My earliest Aqualand memories were those of a little girl playing the excelsior packaging beneath the rough, plywood table in the work area of the gift shop warehouse, as mommy and the other ladies unwrapped, priced and prepared items they would sell in the upcoming tourism season of summer.
The Boxes were forts, the excelsior my bedding. I could spend hours there, no doubt chattering and creating homes for my dolls.
But when I truly dream of my childhood, I remember vividly that time between being too young to ride my bike alone and being old enough to get a social security card so I could be on the payroll. (in those days one did not have to register their children for a social security number, but one was required to draw a paycheck).
These were my years of being an independent contractor. I tried many entrepreneurial ventures, but those that paid the best were those of picking up garbage, catching frogs and finding peacock feathers.
All of these were tasks my grandfather, known to most as Uncle Pat, paid me in coins: quarters, nickels and dimes- enough for a soda pop or cotton candy or on an especially profitable day, a new beaded necklace from the Aqualand gift shop.
Riding my little blue bike from my childhood home to the parking lot at Aqualand was quick business. I needed to be done collecting garbage before the doors opened for the day, and they opened at 9 am. So by 8 am I was picking up a trash bucket, and walking first through the parking lot where any number of ridiculous items were cast off by less than tidy visitors from the day before. Most common were the wrappers and pop bottles, cigarette butts and dirty diapers- the things that no one wanted to keep in their car for the ride back home. In the late sixties, while Mad Men wrote their ads, people did not concern themselves with disposing of trash carefully. The crying Indian Warrior, the first and most enduringly powerful "Anti-Littering" National Campaign was still a few years away.
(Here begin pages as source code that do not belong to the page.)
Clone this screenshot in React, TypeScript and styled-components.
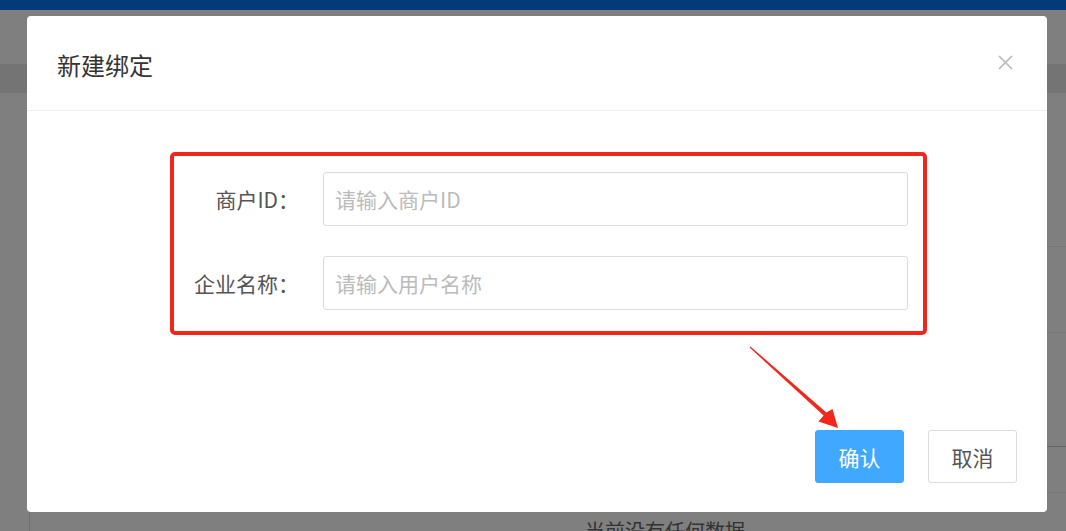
import React from 'react';
import styled, { createGlobalStyle } from 'styled-components';

const GlobalStyle = createGlobalStyle`
  html, body {
    margin: 0;
    padding: 0;
  }
  body {
    font-family: "Noto Sans CJK SC", "Noto Sans", sans-serif;
  }
`;

const Page = styled.div`
  position: relative;
  width: 100%;
  height: 100vh;
  overflow: hidden;
  background: #fff;
`;

/* page behind the dialog */
const TopBar = styled.div`
  height: 10px;
  background: #0676f4;
`;

const PageHeader = styled.div`
  height: 54px;
`;

const TabBand = styled.div`
  height: 29px;
  background: #e8e8e8;
`;

const Table = styled.div`
  margin-left: 29px;
  border-left: 1px solid #dedede;
`;

const TableRow = styled.div<{ $height: number; $strong?: boolean }>`
  height: ${p => p.$height}px;
  box-sizing: border-box;
  border-bottom: 1px solid ${p => (p.$strong ? '#c8c8c8' : '#ececec')};
`;

const EmptyText = styled.div`
  padding: 23px 0 0 555px;
  font-size: 20px;
  color: #666;
`;

/* dialog */
const Overlay = styled.div`
  position: absolute;
  inset: 0;
  background: rgba(0, 0, 0, 0.5);
  padding: 16px 0 0 27px;
  box-sizing: border-box;
`;

const Dialog = styled.div`
  width: 1020px;
  height: 496px;
  background: #fff;
  border-radius: 4px;
  display: flex;
  flex-direction: column;
`;

const DialogHeader = styled.div`
  height: 95px;
  box-sizing: border-box;
  border-bottom: 1px solid #eee;
  display: flex;
  align-items: center;
  justify-content: space-between;
  padding: 3px 34px 0 30px;
`;

const Title = styled.div`
  font-size: 24px;
  color: #333;
`;

const CloseButton = styled.button`
  border: none;
  background: none;
  padding: 0;
  width: 15px;
  height: 15px;
  display: flex;
  cursor: pointer;
  margin-top: -4px;
`;

const FormBox = styled.div`
  margin: 41px 0 0 143px;
  width: 757px;
  box-sizing: border-box;
  border: 4px solid #f2271c;
  border-radius: 5px;
  padding: 16px 15px 21px 0;
  display: flex;
  flex-direction: column;
  gap: 30px;
`;

const FormRow = styled.div`
  display: flex;
  align-items: center;
`;

const Label = styled.label`
  width: 125px;
  margin-right: 24px;
  text-align: right;
  font-size: 21px;
  color: #555;
  white-space: nowrap;
`;

const Input = styled.input`
  flex: 1;
  height: 54px;
  box-sizing: border-box;
  border: 1px solid #dcdcdc;
  border-radius: 3px;
  padding: 0 11px;
  font-family: inherit;
  font-size: 21px;
  color: #333;
  outline: none;

  &::placeholder {
    color: #bbb;
  }
`;

const Footer = styled.div`
  margin-top: auto;
  display: flex;
  justify-content: flex-end;
  gap: 24px;
  padding: 0 30px 29px 0;
`;

const Button = styled.button<{ $primary?: boolean }>`
  width: 89px;
  height: 53px;
  box-sizing: border-box;
  border-radius: 3px;
  font-family: inherit;
  font-size: 21px;
  cursor: pointer;
  border: 1px solid ${p => (p.$primary ? '#40a9ff' : '#dcdcdc')};
  background: ${p => (p.$primary ? '#40a9ff' : '#fff')};
  color: ${p => (p.$primary ? '#fff' : '#555')};
`;

const Annotation = styled.svg`
  position: absolute;
  inset: 0;
  width: 100%;
  height: 100%;
  pointer-events: none;
`;

const CloseIcon = () => (
  <svg width="15" height="15" viewBox="0 0 15 15">
    <path d="M1 1 L14 14 M14 1 L1 14" stroke="#b8b8b8" strokeWidth="1.7" fill="none" />
  </svg>
);

export default function App() {
  return (
    <>
      <GlobalStyle />
      <Page>
        <TopBar />
        <PageHeader />
        <TabBand />
        <Table>
          <TableRow $height={154} />
          <TableRow $height={86} />
          <TableRow $height={114} $strong />
          <TableRow $height={46} />
          <EmptyText>当前没有任何数据</EmptyText>
        </Table>

        <Overlay>
          <Dialog>
            <DialogHeader>
              <Title>新建绑定</Title>
              <CloseButton aria-label="关闭">
                <CloseIcon />
              </CloseButton>
            </DialogHeader>

            <FormBox>
              <FormRow>
                <Label>商户ID：</Label>
                <Input placeholder="请输入商户ID" />
              </FormRow>
              <FormRow>
                <Label>企业名称：</Label>
                <Input placeholder="请输入用户名称" />
              </FormRow>
            </FormBox>

            <Footer>
              <Button $primary>确认</Button>
              <Button>取消</Button>
            </Footer>
          </Dialog>
        </Overlay>

        <Annotation viewBox="0 0 1066 531">
          <polygon
            points="749.6,347.5 823.6,415.6 818.5,421.5 838,428 832.5,409 826.4,412.4 750.4,346.5"
            fill="#f2271c"
          />
        </Annotation>
      </Page>
    </>
  );
}
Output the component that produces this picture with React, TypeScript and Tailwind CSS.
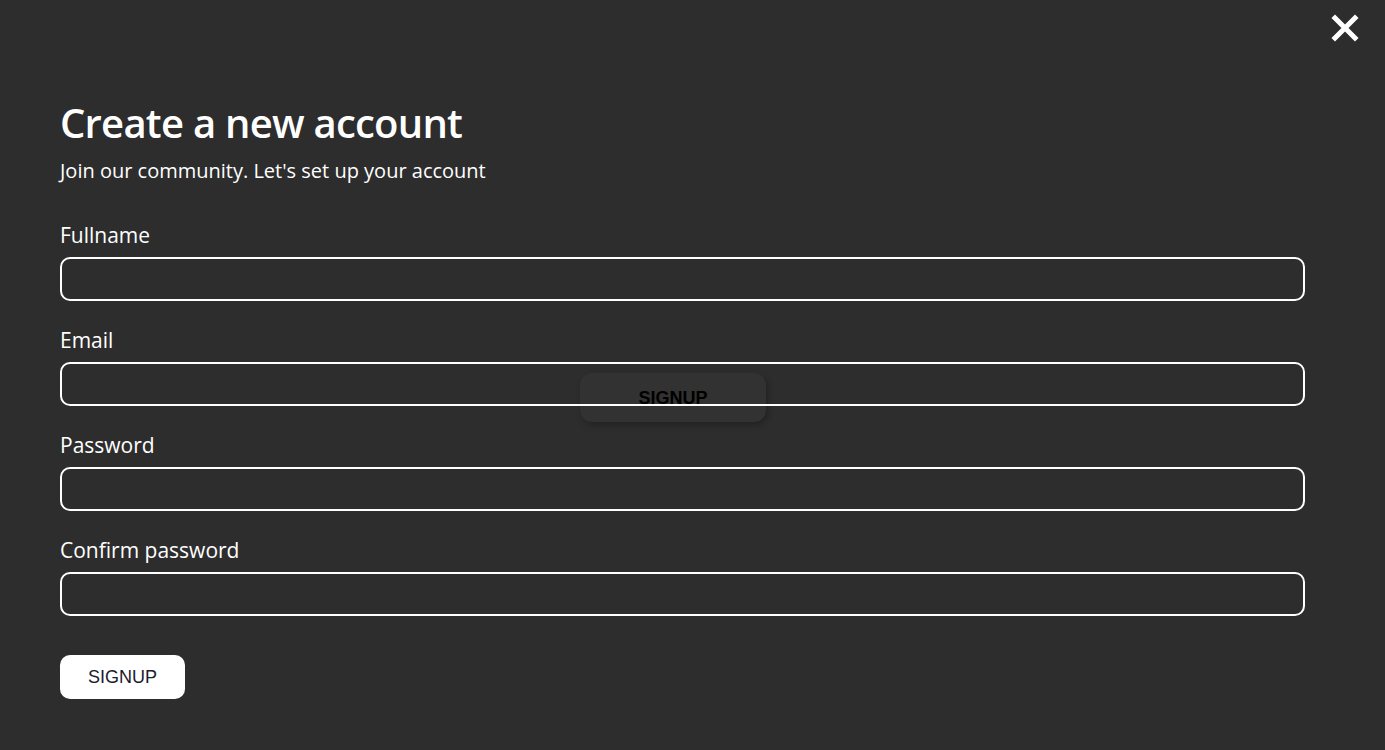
import { useState } from 'react'

const fields = ['Fullname', 'Email', 'Password', 'Confirm password']

export default function App() {
  const [values, setValues] = useState<Record<string, string>>({})

  return (
    <div className="relative min-h-screen bg-[#2d2d2d] font-['Open_Sans',sans-serif] text-white">
      <button className="absolute right-[26px] top-[14px] h-[28px] w-[28px]" aria-label="Close">
        <svg viewBox="0 0 28 28" className="h-full w-full">
          <path d="M4 4 L24 24 M24 4 L4 24" stroke="white" strokeWidth="5" strokeLinecap="square" />
        </svg>
      </button>

      {/* faded duplicate button left behind the form */}
      <div className="absolute left-[580px] top-[373px] flex h-[49px] w-[186px] items-center justify-center rounded-xl bg-[#323232] pt-[2px] font-['Liberation_Sans',Arial,sans-serif] text-[18px] font-bold text-black shadow-[2px_3px_6px_rgba(0,0,0,0.25)]">
        SIGNUP
      </div>

      <div className="relative px-[60px] pt-[96px]">
        <h1 className="text-[40px] font-semibold leading-[54px] tracking-[-0.75px]">Create a new account</h1>
        <p className="mt-[8px] text-[20px] leading-[26px]">Join our community. Let's set up your account</p>

        <form className="mt-[39px] flex w-[1245px] flex-col gap-[27px]" onSubmit={e => e.preventDefault()}>
          {fields.map(f => (
            <label key={f} className="flex flex-col gap-[9px]">
              <span className="text-[21px] leading-[25px]">{f}</span>
              <input
                type={f.includes('assword') ? 'password' : f === 'Email' ? 'email' : 'text'}
                value={values[f] ?? ''}
                onChange={e => setValues({ ...values, [f]: e.target.value })}
                className="h-[44px] rounded-[10px] border-2 border-white bg-transparent px-3 text-white outline-none"
              />
            </label>
          ))}
          <button
            type="submit"
            className="mt-[12px] h-[44px] w-[125px] rounded-[10px] bg-white font-['Liberation_Sans',Arial,sans-serif] text-[18px] text-[#1a1a2e]"
          >
            SIGNUP
          </button>
        </form>
      </div>
    </div>
  )
}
Once the parking lot was done, I would move in one of two directions, the animals side or the ponds side of the park. The ponds side was kind of mysterious to me, an imaginative little blondie. I was slightly afraid of the spirit of the turtles, who lay deep in the muck of a morning before the sun warmed enough to draw them to the surface. Next to the main turtle pond was the pond for the alligator snappers, three foot long horny shelled monsters who lived beneath the water in their enclosure. I knew they were humongous and had vicious snapping jaws, and I also knew that there was no one else about to bear witness if they somehow grabbed and ate me. If I managed to survive them, I moved on to the spookiest place of all, the back musky pond. This was where my father and grandfather told visitors that "Old Mose" lived. Old Mose was the fabled gigantic musky. That trophy that everyone wanted to catch a glimpse of. As I dragged my fearful steps around the pond, scooping plastic bags from the water with my net and picking up the other trash, I looked in vain for his bulk in the murky water.
It was really a Miracle I lived to tell the tale. Between the danger of my mission and my wild imagination, I would have thought I should have surely expired...
Once the trash was collected, there was a walk through the grounds to retrieve peacock feathers. more prevalent in late July and August, it was my job to gather dropped tail feathers daily, sometimes twice a day. The feathers had value and were sold in the gift shop. But visitors who found them frequently missed the signage throughout the park explaining that such feathers were the property of Aqualand. Confiscating them was never pleasant, so we endeavored to gather them ourselves to avoid the conflict.
My final money making opportunity was to catch leopard frogs, which I could sell to Aqualand for feeding the muskies. On a good day I would catch a dozen or so in the little creek across the road from Aqualand. It was truly only a couple of years ago that I realized the culvert from the musky pond must have been the source of the frogs in the creek. So in essence, I was merely re-catching the frogs my grandfather had already sold to visitors once. These were the smart frogs who evaded the muskies to live another day. I wonder how many of them I caught again and again.
Business was good for a budding business woman in the 1960's especially when one grew up in a magical kingdom of frogs, muskies and peacocks; deer, bear and timber wolves. Narnia didn't have anything on Aqualand, and Aqualand was real.